WHAT IS ASKED: Examine the entries below, count the lines holding the string "code", and respond with the number only.
※ ※ ※
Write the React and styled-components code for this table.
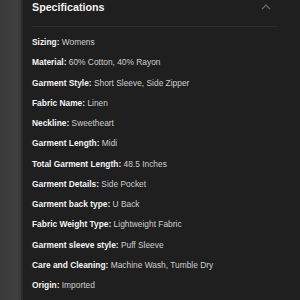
import React from 'react';
import styled, { createGlobalStyle } from 'styled-components';

const GlobalStyle = createGlobalStyle`
  html, body {
    margin: 0;
    padding: 0;
    background: #1f1f1f;
  }
  body {
    font-family: "Liberation Sans", Arial, sans-serif;
  }
`;

const specs = [
  ['Sizing', 'Womens'],
  ['Material', '60% Cotton, 40% Rayon'],
  ['Garment Style', 'Short Sleeve, Side Zipper'],
  ['Fabric Name', 'Linen'],
  ['Neckline', 'Sweetheart'],
  ['Garment Length', 'Midi'],
  ['Total Garment Length', '48.5 Inches'],
  ['Garment Details', 'Side Pocket'],
  ['Garment back type', 'U Back'],
  ['Fabric Weight Type', 'Lightweight Fabric'],
  ['Garment sleeve style', 'Puff Sleeve'],
  ['Care and Cleaning', 'Machine Wash, Tumble Dry'],
  ['Origin', 'Imported'],
];

const Page = styled.div`
  display: flex;
  width: 300px;
  height: 300px;
  overflow: hidden;
`;

const Strip = styled.div`
  width: 21px;
  flex-shrink: 0;
  background: linear-gradient(to right, #3a3a3a, #404040 80%, #383838);
  border-right: 2px solid #2a2a2a;
`;

const Panel = styled.section`
  flex: 1;
  background: #1f1f1f;
  padding: 0 22px 0 9px;
`;

const Header = styled.div`
  display: flex;
  align-items: flex-start;
  justify-content: space-between;
  height: 26px;
  border-bottom: 1px solid #2c2c2c;
`;

const Title = styled.h2`
  margin: 0;
  font-size: 10.7px;
  line-height: 15px;
  font-weight: bold;
  color: #f2f2f2;
`;

const Chevron = styled.svg`
  width: 10px;
  height: 6px;
  margin: 4px 7px 0 0;
`;

const List = styled.ul`
  list-style: none;
  margin: 0;
  padding: 5px 0 0;
`;

const Row = styled.li`
  height: 20.25px;
  line-height: 20.25px;
  font-size: 8.4px;
  color: #cfcfcf;
  white-space: nowrap;
`;

const Label = styled.strong`
  color: #f4f4f4;
  font-weight: bold;
`;

export default function App() {
  return (
    <>
      <GlobalStyle />
      <Page>
        <Strip />
        <Panel>
          <Header>
            <Title>Specifications</Title>
            <Chevron viewBox="0 0 10 6">
              <path d="M1 5.2 L5 1.2 L9 5.2" fill="none" stroke="#707070" strokeWidth="1.2" />
            </Chevron>
          </Header>
          <List>
            {specs.map(([label, value]) => (
              <Row key={label}>
                <Label>{label}:</Label> {value}
              </Row>
            ))}
          </List>
        </Panel>
      </Page>
    </>
  );
}
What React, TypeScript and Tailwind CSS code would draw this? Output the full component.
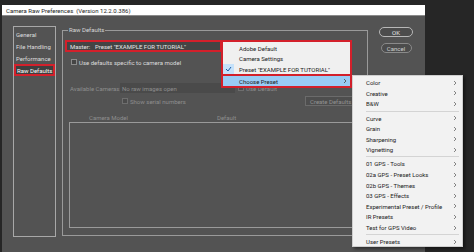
import React from "react"

const font = { fontFamily: "Roboto, 'Liberation Sans', sans-serif" }

function Chevron({ className = "" }: { className?: string }) {
  return (
    <svg width="4" height="6" viewBox="0 0 4 6" className={className}>
      <polyline points="1,1 3,3 1,5" fill="none" stroke="currentColor" strokeWidth="0.8" />
    </svg>
  )
}

function Checkbox({ disabled = false }: { disabled?: boolean }) {
  return (
    <span
      className={`inline-block w-[6px] h-[6px] border ${
        disabled ? "border-[#6e6e6e] bg-[#4b4b4b]" : "border-[#8c8c8c] bg-[#454545]"
      }`}
    />
  )
}

const submenu: (string | null)[] = [
  "Color",
  "Creative",
  "B&W",
  null,
  "Curve",
  "Grain",
  "Sharpening",
  "Vignetting",
  null,
  "01 GPS - Tools",
  "02a GPS - Preset Looks",
  "02b GPS - Themes",
  "03 GPS -  Effects",
  "Experimental Preset / Profile",
  "IR Presets",
  "Test for GPS Video",
  null,
  "User Presets",
]

export default function App() {
  return (
    <div className="relative w-[474px] h-[252px] bg-[#262626] overflow-hidden pt-[5px] pl-[2px]" style={font}>
      {/* dialog */}
      <div className="w-[423px] h-[247px] bg-[#535353] flex flex-col">
        <div className="h-[11px] bg-white border-b border-[#8a8a8a] flex items-center pl-[4px] text-[6px] text-[#222]">
          Camera Raw Preferences&nbsp;&nbsp;(Version 12.2.0.386)
        </div>

        <div className="flex pt-[10px] pl-[11px]">
          {/* nav */}
          <div className="w-[43px] h-[211px] border border-[#a8a8a8] pt-[1px] text-[6px] text-[#dedede]">
            <div className="h-[12px] flex items-center pl-[2px]">General</div>
            <div className="h-[12px] flex items-center pl-[2px]">File Handling</div>
            <div className="h-[12px] flex items-center pl-[2px]">Performance</div>
            <div className="h-[12px] flex items-center pl-[1px] border-2 border-[#d3202b] bg-[#3f3f3f] text-white">
              Raw Defaults
            </div>
          </div>

          {/* group */}
          <fieldset className="ml-[6px] w-[306px] h-[210px] border border-[#9a9a9a] pl-[2px] text-[6px]">
            <legend className="ml-[3px] px-[1px] leading-[8px] text-[#d8d8d8]">Raw Defaults</legend>

            <div className="mt-[6px] w-[157px] h-[12px] border-2 border-[#d3202b] bg-[#444] flex items-center text-[#e4e4e4]">
              <span className="pl-[3px] w-[28px]">Master:</span>
              <span>Preset "EXAMPLE FOR TUTORIAL"</span>
            </div>

            <div className="mt-[5px] h-[10px] pl-[6px] flex items-center gap-[2px] text-[#dcdcdc]">
              <Checkbox />
              <span>Use defaults specific to camera model</span>
            </div>

            <div className="mt-[16px] h-[10px] pl-[5px] flex items-center text-[#8e8e8e] whitespace-nowrap">
              <span className="w-[50px] shrink-0">Available Cameras:</span>
              <span className="w-[115px] shrink-0 h-[10px] bg-[#4a4a4a] flex items-center pl-[2px]">No raw images open</span>
              <span className="ml-[3px] flex items-center gap-[2px]">
                <Checkbox disabled />
                Use Default
              </span>
            </div>

            <div className="mt-[3px] h-[10px] flex items-center text-[#8e8e8e] whitespace-nowrap">
              <span className="ml-[57px] flex items-center gap-[2px]">
                <Checkbox disabled />
                Show serial numbers
              </span>
              <span className="ml-auto mr-[2px] w-[60px] h-[10px] border border-[#6b6b6b] bg-[#4e4e4e] flex items-center pl-[4px] text-[#939393]">
                Create Defaults
              </span>
            </div>

            <div className="mt-[6px] h-[10px] flex items-center text-[#8e8e8e]">
              <span className="ml-[24px] w-[128px]">Camera Model</span>
              <span>Default</span>
            </div>

            <div className="ml-[4px] w-[294px] h-[106px] border border-[#9a9a9a]" />
          </fieldset>

          {/* buttons */}
          <div className="ml-[11px] mt-[1px] flex flex-col items-center gap-[6px] text-[6px]">
            <div className="w-[34px] h-[10px] rounded-full border border-[#b8b8b8] bg-[#4c4c4c] flex items-center justify-center text-[#e6e6e6]">
              OK
            </div>
            <div className="w-[31px] h-[10px] rounded-full border border-[#8a8a8a] bg-[#4c4c4c] flex items-center justify-center text-[#cfcfcf]">
              Cancel
            </div>
          </div>
        </div>
      </div>

      {/* master dropdown menu */}
      <div className="absolute left-[221px] top-[40px] w-[131px] bg-[#f0f0f0] text-[6px] text-[#1a1a1a]">
        <div className="h-[36px] border-2 border-[#d3202b] pt-[1px]">
          <div className="h-[10.5px] flex items-center pl-[16px]">Adobe Default</div>
          <div className="h-[10.5px] flex items-center pl-[16px]">Camera Settings</div>
          <div className="h-[10.5px] flex items-center">
            <span className="w-[11px] h-[10px] mr-[5px] bg-[#c5e2fb] flex items-center justify-center">
              <svg width="7" height="6" viewBox="0 0 7 6">
                <polyline points="1,3 3,5 6,1" fill="none" stroke="#1d5fa8" strokeWidth="1" />
              </svg>
            </span>
            Preset "EXAMPLE FOR TUTORIAL"
          </div>
        </div>
        <div className="h-[12px] border-2 border-t-0 border-[#d3202b] bg-[#99ccf5] flex items-center pl-[16px]">
          <span>Choose Preset</span>
          <Chevron className="ml-auto mr-[3px] text-[#444]" />
        </div>
      </div>

      {/* submenu */}
      <div className="absolute left-[352px] top-[75px] w-[111px] h-[172px] bg-[#f2f2f2] border border-[#cfcfcf] shadow-[2px_2px_3px_rgba(0,0,0,0.45)] pt-[1.5px] text-[6px] text-[#1a1a1a]">
        {submenu.map((item, i) =>
          item === null ? (
            <div key={i} className="h-[3.5px] flex items-center pl-[13px] pr-[3px]">
              <div className="w-full h-px bg-[#d4d4d4]" />
            </div>
          ) : (
            <div key={i} className="h-[10.6px] flex items-center pl-[13px] pr-[5px]">
              <span>{item}</span>
              <Chevron className="ml-auto text-[#666]" />
            </div>
          )
        )}
      </div>
    </div>
  )
}
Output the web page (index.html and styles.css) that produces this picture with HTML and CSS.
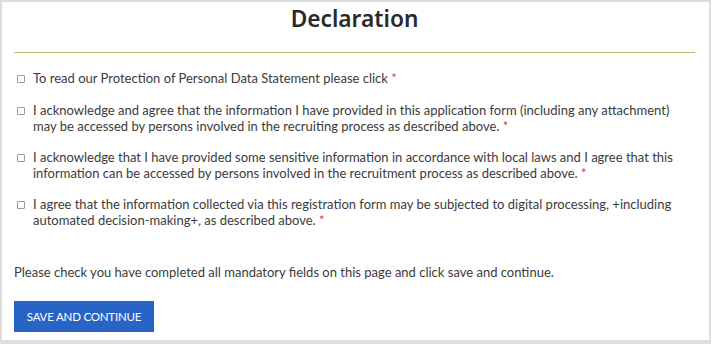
FILE: index.html
```html
<!DOCTYPE html>
<html lang="en">
<head>
<meta charset="utf-8">
<title>Declaration</title>
<link rel="stylesheet" href="styles.css">
</head>
<body>
<main class="page">
  <header class="header">
    <h1 class="title">Declaration</h1>
  </header>
  <form class="form">
    <ul class="items">
      <li class="item">
        <input type="checkbox" class="check" id="c1">
        <label for="c1" class="label">To read our Protection of Personal Data Statement please click <span class="req">*</span></label>
      </li>
      <li class="item">
        <input type="checkbox" class="check" id="c2">
        <label for="c2" class="label">I acknowledge and agree that the information I have provided in this application form (including any attachment) may be accessed by persons involved in the recruiting process as described above. <span class="req">*</span></label>
      </li>
      <li class="item">
        <input type="checkbox" class="check" id="c3">
        <label for="c3" class="label">I acknowledge that I have provided some sensitive information in accordance with local laws and I agree that this information can be accessed by persons involved in the recruitment process as described above. <span class="req">*</span></label>
      </li>
      <li class="item">
        <input type="checkbox" class="check" id="c4">
        <label for="c4" class="label">I agree that the information collected via this registration form may be subjected to digital processing, +including automated decision-making+, as described above. <span class="req">*</span></label>
      </li>
    </ul>
    <p class="note">Please check you have completed all mandatory fields on this page and click save and continue.</p>
    <button type="button" class="btn">SAVE AND CONTINUE</button>
  </form>
</main>
</body>
</html>
```
FILE: styles.css
```css
html {
  background: #dedede;
}
body {
  margin: 2px 2px 0 2px;
  font-family: "Lato", "Liberation Sans", sans-serif;
  color: #3b3b3b;
}
.page {
  background: #ffffff;
  height: 338px;
  padding: 0 14px 0 12px;
  box-sizing: border-box;
}
.header {
  padding-top: 2px;
  padding-bottom: 18px;
  border-bottom: 1px solid #bcb875;
}
.title {
  margin: 0;
  text-align: center;
  font-family: "Noto Sans", sans-serif;
  font-weight: 600;
  font-size: 22.7px;
  line-height: 30px;
  color: #2a2a2a;
}
.form {
  padding-top: 17px;
}
.items {
  list-style: none;
  margin: 0;
  padding: 0;
}
.item {
  display: flex;
  align-items: flex-start;
  gap: 8px;
  margin-bottom: 15px;
  font-size: 13px;
  line-height: 16px;
}
.item:first-child {
  margin-bottom: 16px;
}
.check {
  appearance: none;
  -webkit-appearance: none;
  flex: none;
  width: 8px;
  height: 8px;
  margin: 5px 0 0 3px;
  border: 1px solid #9a9a9a;
  border-radius: 1px;
  background: #fff;
  box-sizing: border-box;
}
.label {
  flex: 1;
}
.req {
  color: #e23b3b;
}
.note {
  margin: 36px 0 0 0;
  font-size: 13px;
  line-height: 16px;
}
.btn {
  display: block;
  margin-top: 21px;
  width: 140px;
  height: 31px;
  padding: 0;
  border: none;
  border-radius: 0;
  background: #2764c6;
  color: #ffffff;
  font-family: "Lato", "Liberation Sans", sans-serif;
  font-size: 11.5px;
  letter-spacing: -0.2px;
  line-height: 31px;
  text-align: center;
}
```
※ ※ ※
EXERCISE RESPONSE: 2